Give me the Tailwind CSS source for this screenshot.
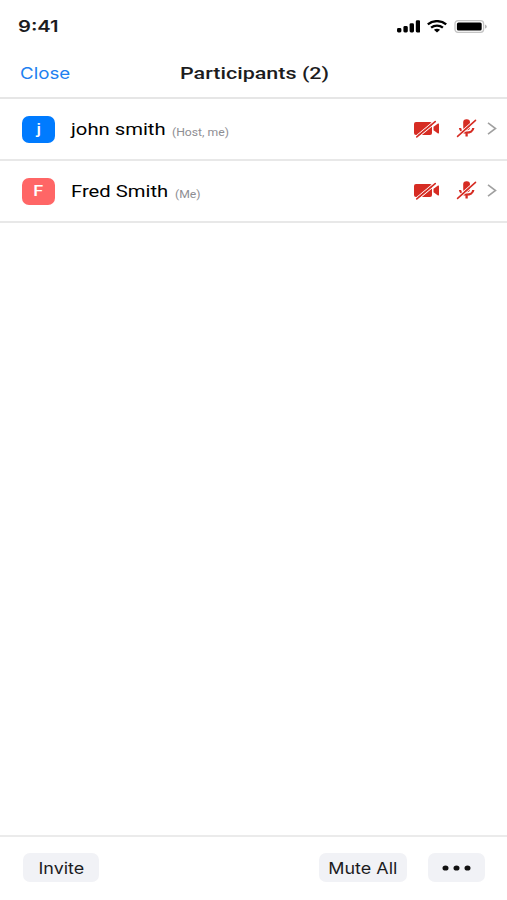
<!DOCTYPE html>
<html lang="en">
<head>
    <meta charset="UTF-8">
    <meta name="viewport" content="width=device-width, initial-scale=1.0">
    <title>Participants</title>
    <script src="https://cdn.jsdelivr.net/npm/@tailwindcss/browser@4"></script>
</head>
<body class="bg-white">
    <div class="flex flex-col w-full h-screen overflow-hidden bg-white font-[Roboto,sans-serif] text-[17px] text-[#1c1c1e]">
        <!-- Status bar -->
        <div class="flex items-center justify-between h-[53px] pl-[18px] pr-[19px] shrink-0">
            <span class="inline-block pb-[2px] origin-left scale-x-[1.26] font-[Inter,sans-serif] text-[16px] font-semibold">9:41</span>
            <div class="flex items-center gap-[7px]">
                <svg class="w-[23px] h-[13px]" viewBox="0 0 23 13" fill="#000">
                    <rect x="0" y="8" width="4.4" height="4.5" rx="1.4" />
                    <rect x="6.4" y="6" width="4.4" height="6.5" rx="1.4" />
                    <rect x="12.6" y="3.2" width="4.4" height="9.3" rx="1.4" />
                    <rect x="18.8" y="0.3" width="4.4" height="12.2" rx="1.4" />
                </svg>
                <svg class="w-[20px] h-[13px]" viewBox="0 0 20 13" fill="none" stroke="#000" stroke-width="2.3">
                    <path d="M0.8 4.4C6 0 14 0 19.2 4.4" />
                    <path d="M4.1 7.7C7.5 4.8 12.5 4.8 15.9 7.7" />
                    <path d="M6.9 9.8C8.8 8.4 11.2 8.4 13.1 9.8L10 12.6Z" fill="#000" stroke="none" />
                </svg>
                <svg class="w-[34px] h-[13px]" viewBox="0 0 34 13">
                    <rect x="1" y="0.7" width="28.6" height="11.6" rx="3" fill="none" stroke="#c4c4c4" stroke-width="1.3" />
                    <rect x="2.9" y="2.4" width="24.8" height="8.2" rx="1.6" fill="#000" />
                    <path d="M31 4.4C33.4 5.2 33.4 7.8 31 8.6Z" fill="#b5b5b5" />
                </svg>
            </div>
        </div>

        <!-- Title bar -->
        <div class="flex items-center h-[46px] pb-[3px] pl-5 shrink-0 border-b-2 border-[#e6e6e6]">
            <div class="w-40">
                <span class="inline-block origin-left scale-x-[1.17] font-[Inter,sans-serif] text-[16px] text-[#2080f0]">Close</span>
            </div>
            <h1 class="origin-left scale-x-[1.265] font-medium">Participants (2)</h1>
        </div>

        <!-- Participants list -->
        <ul class="grow">
            <li class="flex items-center h-[62px] pl-[22px] pr-[10px] border-b-2 border-[#e8e8e8]">
                <div class="flex items-center justify-center w-[33px] h-[27px] pt-px rounded-[7px] bg-[#007bff] text-white text-[15px] font-medium"><span class="scale-x-[1.2]">j</span></div>
                <div class="w-[117px] pl-4 pt-[2px]"><span class="inline-block whitespace-nowrap origin-left scale-x-[1.19] text-black">john smith</span></div>
                <div class="grow pt-[3px]"><span class="inline-block origin-left scale-x-[1.16] text-[10.5px] text-[#8e8e93]">(Host, me)</span></div>
                <svg class="w-[27px] h-5 mr-4 mb-[2px]" viewBox="0 0 27 20">
                    <rect x="1" y="4" width="18" height="13" rx="2" fill="#d62c23" />
                    <path d="M20.5 8.8L25 5.6Q26 5.2 26 6.2V14.8Q26 15.8 25 15.4L20.5 12.2Z" fill="#d62c23" />
                    <path d="M2.9 18.1L21.3 2.9M4.7 19.7L23.2 4.4" stroke="#fff" stroke-width="1.2" />
                    <path d="M3.8 18.9L22.2 3.6" stroke="#d62c23" stroke-width="1.6" stroke-linecap="round" />
                </svg>
                <svg class="w-[21px] h-5 mr-[10px] mb-[2px]" viewBox="0 0 21 20">
                    <rect x="7.2" y="1.2" width="6.8" height="11" rx="3.2" fill="#d62c23" />
                    <path d="M4 10C4.5 16.2 16.8 16.2 17.3 10M10.6 14.5V18.6" fill="none" stroke="#d62c23" stroke-width="2.3" />
                    <path d="M0.7 17.6L18.6 1.6M2.5 19.2L20.4 3.2" stroke="#fff" stroke-width="1.1" />
                    <path d="M1.6 18.4L19.5 2.4" stroke="#d62c23" stroke-width="1.6" stroke-linecap="round" />
                </svg>
                <svg class="w-[10px] h-[13px] mb-[2px]" viewBox="0 0 10 13" fill="none" stroke="#a0a0a0" stroke-width="1.6"><path d="M1 0.9L8.5 6.5L1 12.1" /></svg>
            </li>
            <li class="flex items-center h-[62px] pl-[22px] pr-[10px] border-b-2 border-[#e8e8e8]">
                <div class="flex items-center justify-center w-[33px] h-[27px] pt-px rounded-[7px] bg-[#ff6666] text-white text-[15px] font-medium"><span class="scale-x-[1.2]">F</span></div>
                <div class="w-[120px] pl-4 pt-[2px]"><span class="inline-block whitespace-nowrap origin-left scale-x-[1.19] text-black">Fred Smith</span></div>
                <div class="grow pt-[3px]"><span class="inline-block origin-left scale-x-[1.16] text-[10.5px] text-[#8e8e93]">(Me)</span></div>
                <svg class="w-[27px] h-5 mr-4 mb-[2px]" viewBox="0 0 27 20">
                    <rect x="1" y="4" width="18" height="13" rx="2" fill="#d62c23" />
                    <path d="M20.5 8.8L25 5.6Q26 5.2 26 6.2V14.8Q26 15.8 25 15.4L20.5 12.2Z" fill="#d62c23" />
                    <path d="M2.9 18.1L21.3 2.9M4.7 19.7L23.2 4.4" stroke="#fff" stroke-width="1.2" />
                    <path d="M3.8 18.9L22.2 3.6" stroke="#d62c23" stroke-width="1.6" stroke-linecap="round" />
                </svg>
                <svg class="w-[21px] h-5 mr-[10px] mb-[2px]" viewBox="0 0 21 20">
                    <rect x="7.2" y="1.2" width="6.8" height="11" rx="3.2" fill="#d62c23" />
                    <path d="M4 10C4.5 16.2 16.8 16.2 17.3 10M10.6 14.5V18.6" fill="none" stroke="#d62c23" stroke-width="2.3" />
                    <path d="M0.7 17.6L18.6 1.6M2.5 19.2L20.4 3.2" stroke="#fff" stroke-width="1.1" />
                    <path d="M1.6 18.4L19.5 2.4" stroke="#d62c23" stroke-width="1.6" stroke-linecap="round" />
                </svg>
                <svg class="w-[10px] h-[13px] mb-[2px]" viewBox="0 0 10 13" fill="none" stroke="#a0a0a0" stroke-width="1.6"><path d="M1 0.9L8.5 6.5L1 12.1" /></svg>
            </li>
        </ul>

        <!-- Footer actions -->
        <div class="flex items-start h-[65px] pt-[16px] pl-[23px] pr-[22px] shrink-0 border-t-2 border-[#ebebeb] font-[Inter,sans-serif] text-[16px]">
            <button class="flex items-center justify-center w-[76px] h-[29px] rounded-[7px] bg-[#f1f2f6] mr-auto"><span class="scale-x-[1.12]">Invite</span></button>
            <button class="flex items-center justify-center w-[88px] h-[29px] rounded-[7px] bg-[#f1f2f6] mr-[21px]"><span class="whitespace-nowrap scale-x-[1.12]">Mute All</span></button>
            <button class="flex items-center justify-center w-[57px] h-[29px] rounded-[7px] bg-[#f1f2f6]">
                <svg class="w-[29px] h-[6px]" viewBox="0 0 29 6" fill="#111"><ellipse cx="3.5" cy="3" rx="3" ry="2.6" /><ellipse cx="14.5" cy="3" rx="3" ry="2.6" /><ellipse cx="25.5" cy="3" rx="3" ry="2.6" /></svg>
            </button>
        </div>
    </div>
</body>
</html>
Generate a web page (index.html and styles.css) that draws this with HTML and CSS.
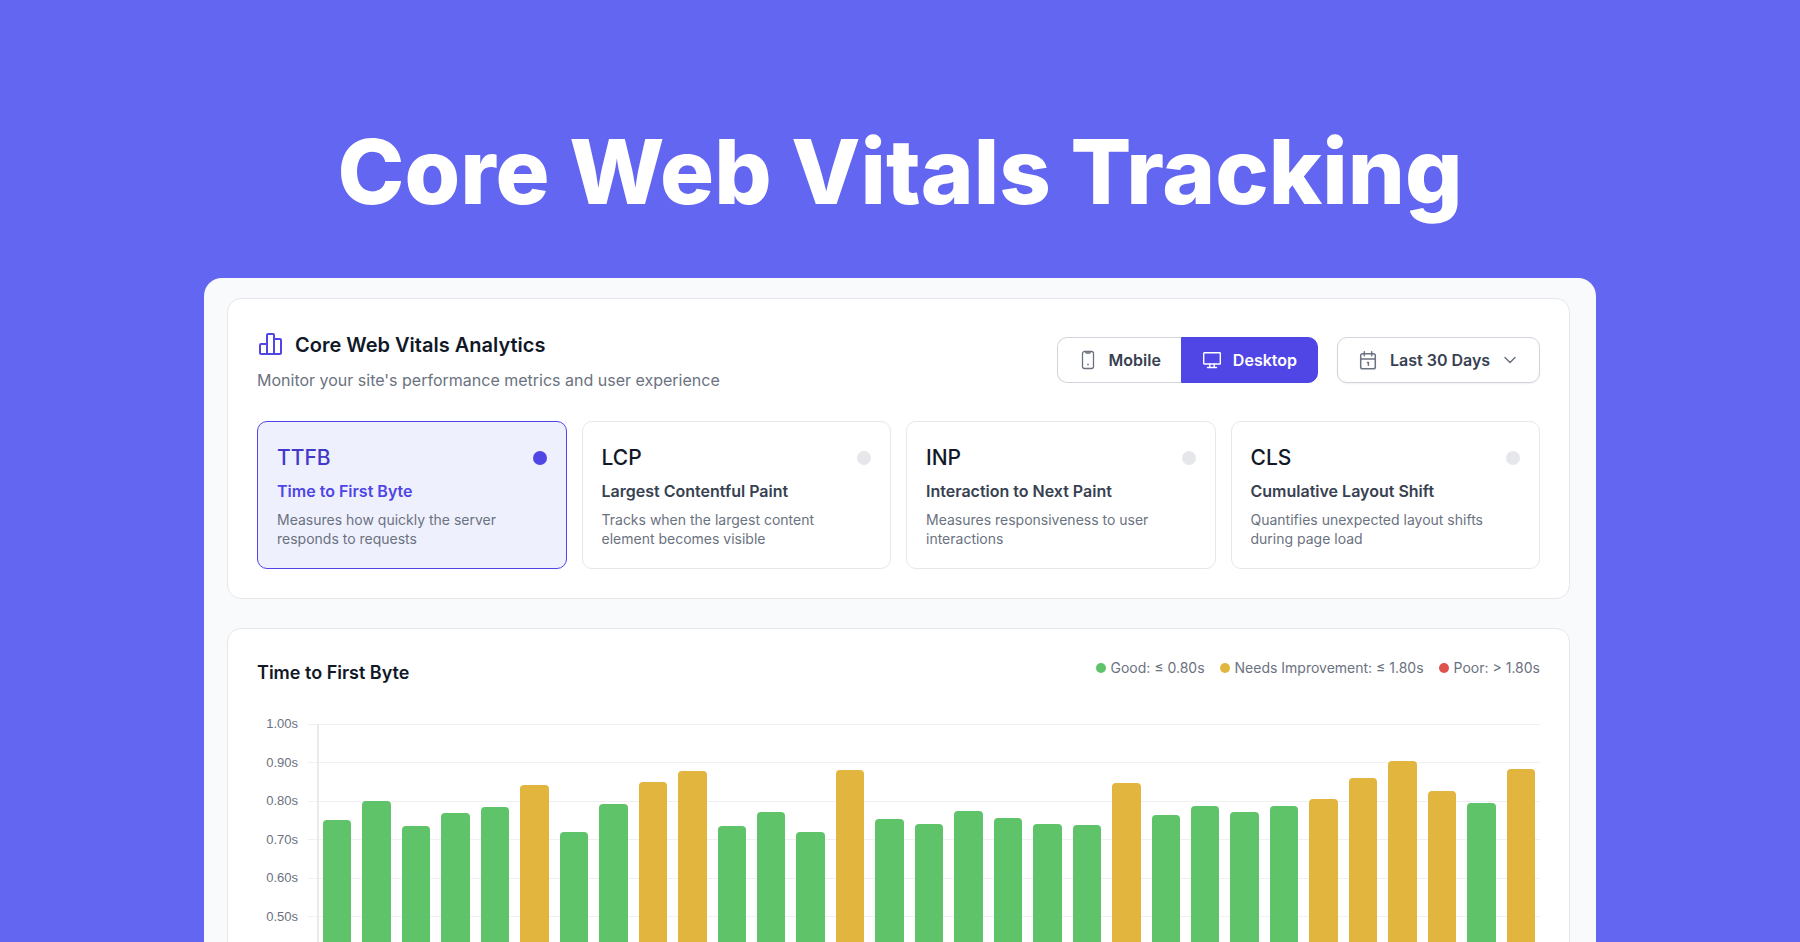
FILE: index.html
```html
<!DOCTYPE html>
<html lang="en">
<head>
    <meta charset="utf-8">
    <title>Core Web Vitals Tracking</title>
    <link rel="stylesheet" href="styles.css">
</head>
<body>
    <div class="page">
        <h1 class="hero-title">Core Web Vitals Tracking</h1>

        <main class="panel">
            <section class="card">
                <div class="card-header">
                    <div>
                        <h2 class="title">
                            <svg class="title-icon" viewBox="0 0 26 26" fill="none" stroke="currentColor" stroke-width="2" stroke-linejoin="round">
                                <path d="M3 13a1 1 0 0 1 1-1h6v10H4a1 1 0 0 1-1-1z"/>
                                <path d="M10 3a1 1 0 0 1 1-1h5a1 1 0 0 1 1 1v19h-7z"/>
                                <path d="M17 7h6a1 1 0 0 1 1 1v13a1 1 0 0 1-1 1h-6z"/>
                            </svg>
                            Core Web Vitals Analytics
                        </h2>
                        <p class="subtitle">Monitor your site's performance metrics and user experience</p>
                    </div>
                    <div class="toolbar">
                        <div class="device-switch">
                            <button type="button" class="device">
                                <svg class="icon" viewBox="0 0 20 20" fill="none" stroke="currentColor" stroke-width="1.3">
                                    <rect x="4.5" y="1.5" width="11" height="17" rx="2"/>
                                    <path d="M7.5 1.5l.8 1.5h3.4l.8-1.5M9.2 14.5h1.6"/>
                                </svg>
                                Mobile
                            </button>
                            <button type="button" class="device active">
                                <svg class="icon" viewBox="0 0 20 20" fill="none" stroke="currentColor" stroke-width="1.4" stroke-linejoin="round" stroke-linecap="round">
                                    <rect x="1.7" y="2.7" width="16.6" height="11.3" rx="0.6"/>
                                    <path d="M7.8 14v3.3M12.2 14v3.3M5.5 17.5h9"/>
                                </svg>
                                Desktop
                            </button>
                        </div>
                        <div class="range">
                            <svg class="icon" viewBox="0 0 20 20" fill="none" stroke="currentColor" stroke-width="1.5" stroke-linecap="round">
                                <rect x="2.7" y="3.7" width="14.6" height="15" rx="1.8"/>
                                <path d="M2.7 9h14.6M6.3 1.8v4M13.7 1.8v4M9.4 12.5h1v2.8"/>
                            </svg>
                            <select class="range-select" aria-label="Date range">
                                <option>Last 30 Days</option>
                            </select>
                            <svg class="chevron" viewBox="0 0 14 14" fill="none" stroke="currentColor" stroke-width="1.5" stroke-linecap="round" stroke-linejoin="round">
                                <path d="M2 4.5l5 5 5-5"/>
                            </svg>
                        </div>
                    </div>
                </div>

                <div class="metrics">
                    <button type="button" class="metric selected">
                        <span class="metric-top">TTFB <span class="metric-dot"></span></span>
                        <span class="metric-name">Time to First Byte</span>
                        <span class="metric-text">Measures how quickly the server responds to requests</span>
                    </button>
                    <button type="button" class="metric">
                        <span class="metric-top">LCP <span class="metric-dot"></span></span>
                        <span class="metric-name">Largest Contentful Paint</span>
                        <span class="metric-text">Tracks when the largest content element becomes visible</span>
                    </button>
                    <button type="button" class="metric">
                        <span class="metric-top">INP <span class="metric-dot"></span></span>
                        <span class="metric-name">Interaction to Next Paint</span>
                        <span class="metric-text">Measures responsiveness to user interactions</span>
                    </button>
                    <button type="button" class="metric">
                        <span class="metric-top">CLS <span class="metric-dot"></span></span>
                        <span class="metric-name">Cumulative Layout Shift</span>
                        <span class="metric-text">Quantifies unexpected layout shifts during page load</span>
                    </button>
                </div>
            </section>

            <section class="card">
                <div class="chart-header">
                    <h3 class="chart-title">Time to First Byte</h3>
                    <ul class="legend">
                        <li><span class="dot good"></span>Good: ≤ 0.80s</li>
                        <li><span class="dot warn"></span>Needs Improvement: ≤ 1.80s</li>
                        <li><span class="dot poor"></span>Poor: &gt; 1.80s</li>
                    </ul>
                </div>
                <div class="chart">
                    <div class="ticks" id="ticks"></div>
                    <div class="bars" id="bars"></div>
                </div>
            </section>
        </main>
    </div>

    <script>
        const values = [
            0.750, 0.799, 0.735, 0.770, 0.785, 0.842, 0.720, 0.791, 0.849, 0.877,
            0.735, 0.772, 0.720, 0.880, 0.753, 0.740, 0.774, 0.757, 0.740, 0.739,
            0.846, 0.763, 0.786, 0.771, 0.787, 0.806, 0.859, 0.904, 0.826, 0.795,
            0.883
        ];
        const ticks = document.getElementById('ticks');
        const bars = document.getElementById('bars');

        for (let i = 10; i >= 0; i--) {
            ticks.innerHTML += '<div class="tick">' + (i / 10).toFixed(2) + 's</div>';
        }

        values.forEach(function(value) {
            const bar = document.createElement('div');
            bar.className = value <= 0.8 ? 'bar good' : 'bar warn';
            bar.style.height = (value * 100) + '%';
            bars.appendChild(bar);
        });
    </script>
</body>
</html>
```
FILE: styles.css
```css
* { box-sizing: border-box; }
body { margin: 0; background: #6366f1; font-family: Inter, "Liberation Sans", sans-serif; color: #111827; }
h1, h2, h3, p, ul { margin: 0; padding: 0; }
button, select { font: inherit; color: inherit; cursor: pointer; }

.page { height: 100vh; overflow: hidden; padding: 127px 24px 0; }
.hero-title { color: #fff; font-size: 90px; line-height: 90px; font-weight: 800; text-align: center; }

.panel { max-width: 1392px; margin: 61px auto 0; padding: 20px 26px 26px 23px; background: #f9fafc; border-radius: 18px; display: flex; flex-direction: column; gap: 29px; }
.card { background: #fff; border: 1px solid #e5e7eb; border-radius: 14px; padding: 29px; }

.card-header { display: flex; justify-content: space-between; align-items: center; margin-bottom: 29px; }
.title { display: flex; align-items: center; gap: 12px; font-size: 20px; line-height: 34px; font-weight: 600; }
.title-icon { width: 26px; height: 26px; color: #4f46e5; }
.subtitle { margin-top: 6px; font-size: 16px; line-height: 24px; color: #6b7280; }

.toolbar { display: flex; gap: 19px; font-size: 16px; font-weight: 600; color: #374151; }
.icon { width: 20px; height: 20px; color: #6b7280; }
.device-switch { display: flex; }
.device { display: flex; align-items: center; gap: 11px; height: 46px; padding: 0 20px; border: 1px solid #d1d5db; background: #fff; }
.device:first-child { border-right: 0; border-radius: 10px 0 0 10px; }
.device:last-child { border-radius: 0 10px 10px 0; }
.device.active { background: #4f46e5; border-color: #4f46e5; color: #fff; }
.device.active .icon { color: #fff; }
.range { display: flex; align-items: center; gap: 12px; height: 46px; padding: 0 22px 0 20px; border: 1px solid #d1d5db; border-radius: 10px; background: #fff; box-shadow: 0 1px 2px rgba(0, 0, 0, 0.06); }
.range-select { appearance: none; border: 0; padding: 0; background: none; }
.chevron { width: 14px; height: 14px; color: #6b7280; }

.metrics { display: grid; grid-template-columns: repeat(4, 1fr); gap: 15px; }
.metric { display: flex; flex-direction: column; padding: 22px 19px 20px; border: 1px solid #e5e7eb; border-radius: 10px; background: #fff; text-align: left; }
.metric-top { display: flex; align-items: center; justify-content: space-between; align-self: stretch; font-size: 21px; line-height: 28px; font-weight: 500; }
.metric-dot { width: 14px; height: 14px; border-radius: 50%; background: #e5e7eb; }
.metric-name { margin-top: 7px; font-size: 16px; line-height: 24px; font-weight: 600; color: #374151; }
.metric-text { margin-top: 7px; padding-right: 24px; font-size: 14px; line-height: 19px; color: #6b7280; }
.metric.selected { background: #eef0fe; border-color: #4f46e5; }
.metric.selected .metric-top { color: #4338ca; }
.metric.selected .metric-name { color: #4f46e5; }
.metric.selected .metric-dot { background: #4f46e5; }

.chart-header { display: flex; justify-content: space-between; align-items: flex-start; margin-bottom: 28px; }
.chart-title { font-size: 18px; line-height: 30px; font-weight: 600; }
.legend { display: flex; gap: 15px; list-style: none; font-size: 14px; line-height: 20px; color: #6b7280; }
.legend li { display: flex; align-items: center; gap: 5px; }
.dot { width: 10px; height: 10px; border-radius: 50%; }
.good { background: #5fc36a; }
.warn { background: #e1b53e; }
.poor { background: #de524c; }

/* ticks and bars share one grid cell */
.chart { display: grid; }
.ticks { grid-area: 1 / 1; display: flex; flex-direction: column; justify-content: space-between; height: 401px; }
.tick { display: grid; grid-template-columns: 41px 1fr; gap: 10px; align-items: center; height: 16px; font-family: "Liberation Sans", Arial, sans-serif; font-size: 13px; line-height: 16px; text-align: right; color: #6b7280; }
.tick::after { content: ""; height: 1px; background: #f0f0f2; }
.bars { grid-area: 1 / 1; display: flex; align-items: flex-end; gap: 11px; margin: 8px 0 8px 60px; padding: 0 5px 0 4px; border-left: 2px solid #e9eaec; }
.bar { flex: 1; border-radius: 4px 4px 0 0; }
```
§
# Short exercise
Read through the lines above and collect those that contain the string "this".

# Written response
Give me the Tailwind CSS source for this screenshot.
Generate a web page (index.html and styles.css) that draws this with HTML and CSS.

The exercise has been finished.